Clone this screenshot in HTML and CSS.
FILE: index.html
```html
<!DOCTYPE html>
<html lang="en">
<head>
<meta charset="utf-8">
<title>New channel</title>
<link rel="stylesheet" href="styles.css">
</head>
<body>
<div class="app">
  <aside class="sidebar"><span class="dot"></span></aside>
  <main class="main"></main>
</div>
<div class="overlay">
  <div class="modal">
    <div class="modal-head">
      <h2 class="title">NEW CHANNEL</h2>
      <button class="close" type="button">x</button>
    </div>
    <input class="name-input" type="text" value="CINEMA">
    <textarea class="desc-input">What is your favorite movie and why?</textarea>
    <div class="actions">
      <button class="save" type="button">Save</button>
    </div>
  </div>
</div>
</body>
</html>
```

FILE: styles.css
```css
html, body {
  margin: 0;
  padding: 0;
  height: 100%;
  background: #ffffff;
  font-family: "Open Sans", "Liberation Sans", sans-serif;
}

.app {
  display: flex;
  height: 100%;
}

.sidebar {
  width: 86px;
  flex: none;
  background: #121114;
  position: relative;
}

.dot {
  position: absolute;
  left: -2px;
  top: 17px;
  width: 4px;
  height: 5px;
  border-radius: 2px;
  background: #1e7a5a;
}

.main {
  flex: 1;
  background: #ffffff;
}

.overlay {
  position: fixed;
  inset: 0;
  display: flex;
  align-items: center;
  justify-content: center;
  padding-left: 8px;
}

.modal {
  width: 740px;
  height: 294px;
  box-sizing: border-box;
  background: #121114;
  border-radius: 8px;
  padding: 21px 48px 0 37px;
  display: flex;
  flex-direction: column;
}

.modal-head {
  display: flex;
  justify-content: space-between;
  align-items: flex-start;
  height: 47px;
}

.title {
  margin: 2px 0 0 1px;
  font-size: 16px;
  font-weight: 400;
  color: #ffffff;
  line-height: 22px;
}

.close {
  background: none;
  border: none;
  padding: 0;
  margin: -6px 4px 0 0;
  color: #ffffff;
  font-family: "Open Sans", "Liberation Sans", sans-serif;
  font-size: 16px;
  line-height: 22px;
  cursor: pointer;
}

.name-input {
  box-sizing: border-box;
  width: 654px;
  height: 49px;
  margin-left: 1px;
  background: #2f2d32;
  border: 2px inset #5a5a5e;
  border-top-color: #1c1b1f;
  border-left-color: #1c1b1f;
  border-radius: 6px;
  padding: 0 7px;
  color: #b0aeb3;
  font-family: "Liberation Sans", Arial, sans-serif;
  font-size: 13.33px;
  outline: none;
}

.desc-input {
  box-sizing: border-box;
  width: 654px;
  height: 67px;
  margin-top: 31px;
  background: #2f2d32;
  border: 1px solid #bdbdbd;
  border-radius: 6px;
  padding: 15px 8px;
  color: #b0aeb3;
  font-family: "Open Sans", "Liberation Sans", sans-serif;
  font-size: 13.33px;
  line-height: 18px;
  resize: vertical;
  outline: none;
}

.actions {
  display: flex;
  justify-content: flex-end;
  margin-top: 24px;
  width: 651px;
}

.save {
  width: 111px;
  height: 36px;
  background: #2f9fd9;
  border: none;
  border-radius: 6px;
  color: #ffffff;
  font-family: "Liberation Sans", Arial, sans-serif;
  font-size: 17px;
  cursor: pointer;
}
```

· · · · · · ·

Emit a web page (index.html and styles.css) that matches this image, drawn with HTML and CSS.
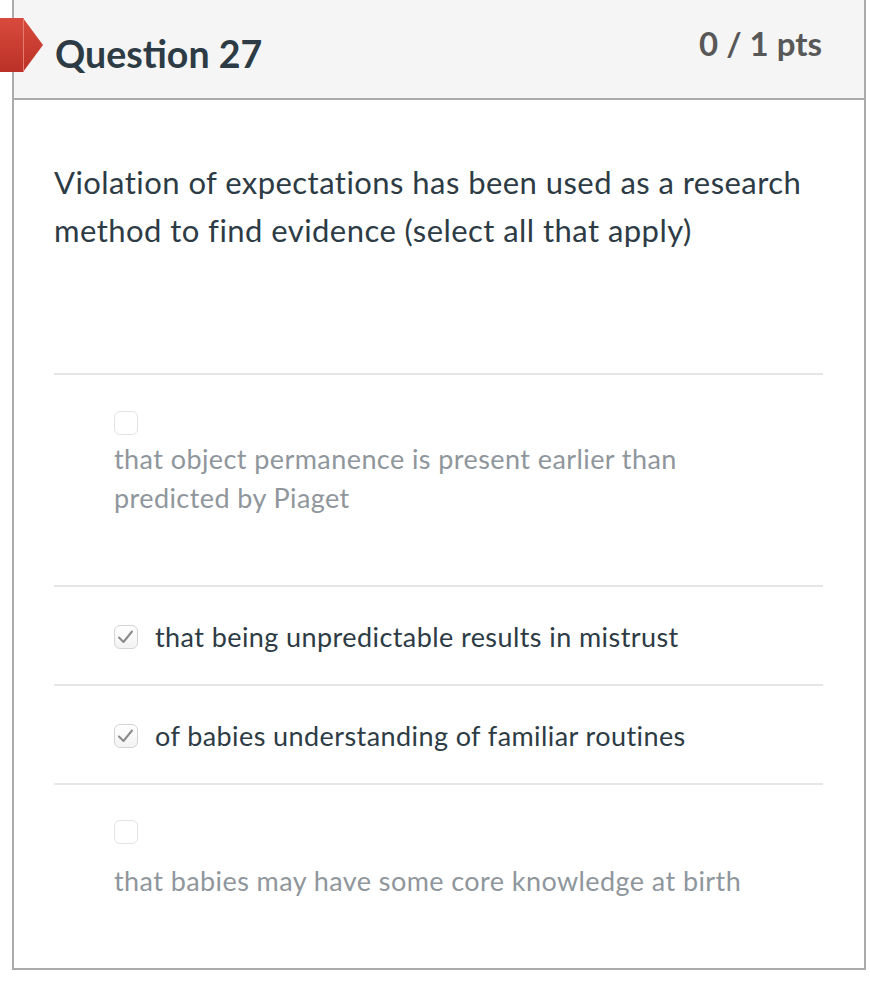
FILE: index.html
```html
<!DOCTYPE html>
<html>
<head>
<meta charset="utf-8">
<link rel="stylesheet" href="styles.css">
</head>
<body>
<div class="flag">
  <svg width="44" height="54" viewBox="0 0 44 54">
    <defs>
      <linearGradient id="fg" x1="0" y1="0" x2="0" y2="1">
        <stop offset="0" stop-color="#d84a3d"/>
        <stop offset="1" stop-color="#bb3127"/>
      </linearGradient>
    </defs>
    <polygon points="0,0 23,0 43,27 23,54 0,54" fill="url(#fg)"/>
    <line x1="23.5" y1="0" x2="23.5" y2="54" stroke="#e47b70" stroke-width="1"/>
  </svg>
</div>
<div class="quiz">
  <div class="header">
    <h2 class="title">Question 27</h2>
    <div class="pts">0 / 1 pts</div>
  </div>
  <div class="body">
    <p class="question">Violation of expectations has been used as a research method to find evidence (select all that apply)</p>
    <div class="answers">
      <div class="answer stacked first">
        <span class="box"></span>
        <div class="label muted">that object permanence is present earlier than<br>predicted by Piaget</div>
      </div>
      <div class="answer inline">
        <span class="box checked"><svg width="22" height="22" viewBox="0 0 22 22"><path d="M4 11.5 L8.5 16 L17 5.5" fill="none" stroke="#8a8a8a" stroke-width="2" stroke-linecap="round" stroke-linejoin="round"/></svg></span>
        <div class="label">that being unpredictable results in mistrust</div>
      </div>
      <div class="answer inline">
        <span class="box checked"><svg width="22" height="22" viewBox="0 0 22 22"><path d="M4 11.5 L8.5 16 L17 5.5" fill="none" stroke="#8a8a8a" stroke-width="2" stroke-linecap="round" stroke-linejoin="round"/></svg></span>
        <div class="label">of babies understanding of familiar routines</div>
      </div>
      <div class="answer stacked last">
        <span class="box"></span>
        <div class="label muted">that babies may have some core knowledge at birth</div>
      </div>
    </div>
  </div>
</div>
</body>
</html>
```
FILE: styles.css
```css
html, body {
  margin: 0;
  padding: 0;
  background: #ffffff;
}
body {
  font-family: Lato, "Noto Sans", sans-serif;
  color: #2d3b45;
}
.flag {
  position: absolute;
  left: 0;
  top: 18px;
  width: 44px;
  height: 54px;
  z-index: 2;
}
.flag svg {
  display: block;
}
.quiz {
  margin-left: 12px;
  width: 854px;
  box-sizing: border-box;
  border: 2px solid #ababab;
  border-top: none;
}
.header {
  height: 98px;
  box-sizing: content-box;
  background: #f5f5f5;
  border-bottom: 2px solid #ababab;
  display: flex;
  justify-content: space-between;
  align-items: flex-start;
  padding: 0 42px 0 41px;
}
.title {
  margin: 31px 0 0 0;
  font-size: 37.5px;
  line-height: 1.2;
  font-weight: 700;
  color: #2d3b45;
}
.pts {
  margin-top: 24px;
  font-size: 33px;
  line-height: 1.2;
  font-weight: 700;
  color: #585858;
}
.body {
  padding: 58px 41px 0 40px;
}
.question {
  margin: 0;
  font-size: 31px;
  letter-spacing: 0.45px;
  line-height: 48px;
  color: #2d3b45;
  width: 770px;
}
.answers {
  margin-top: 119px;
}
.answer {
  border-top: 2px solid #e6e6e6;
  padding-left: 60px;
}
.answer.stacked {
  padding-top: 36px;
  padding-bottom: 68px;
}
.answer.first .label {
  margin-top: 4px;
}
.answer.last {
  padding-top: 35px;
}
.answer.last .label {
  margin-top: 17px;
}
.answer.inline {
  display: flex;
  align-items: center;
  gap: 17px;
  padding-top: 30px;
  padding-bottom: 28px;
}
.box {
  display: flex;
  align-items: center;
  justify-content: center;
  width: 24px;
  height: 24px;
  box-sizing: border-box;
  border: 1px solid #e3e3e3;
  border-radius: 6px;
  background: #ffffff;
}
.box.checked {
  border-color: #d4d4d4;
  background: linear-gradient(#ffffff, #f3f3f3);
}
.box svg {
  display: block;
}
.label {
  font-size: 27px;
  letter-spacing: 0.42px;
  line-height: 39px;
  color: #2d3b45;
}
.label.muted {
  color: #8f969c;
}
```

· · · · · · ·

§ GIVEN EXERCISE
Each line above that holds the string "index" should be copied and shown.

§ SOLUTION FOR THIS PROBLEM
FILE: index.html
Emit a web page (index.html and styles.css) that matches this image, drawn with HTML and CSS.
FILE: index.html
  z-index: 2;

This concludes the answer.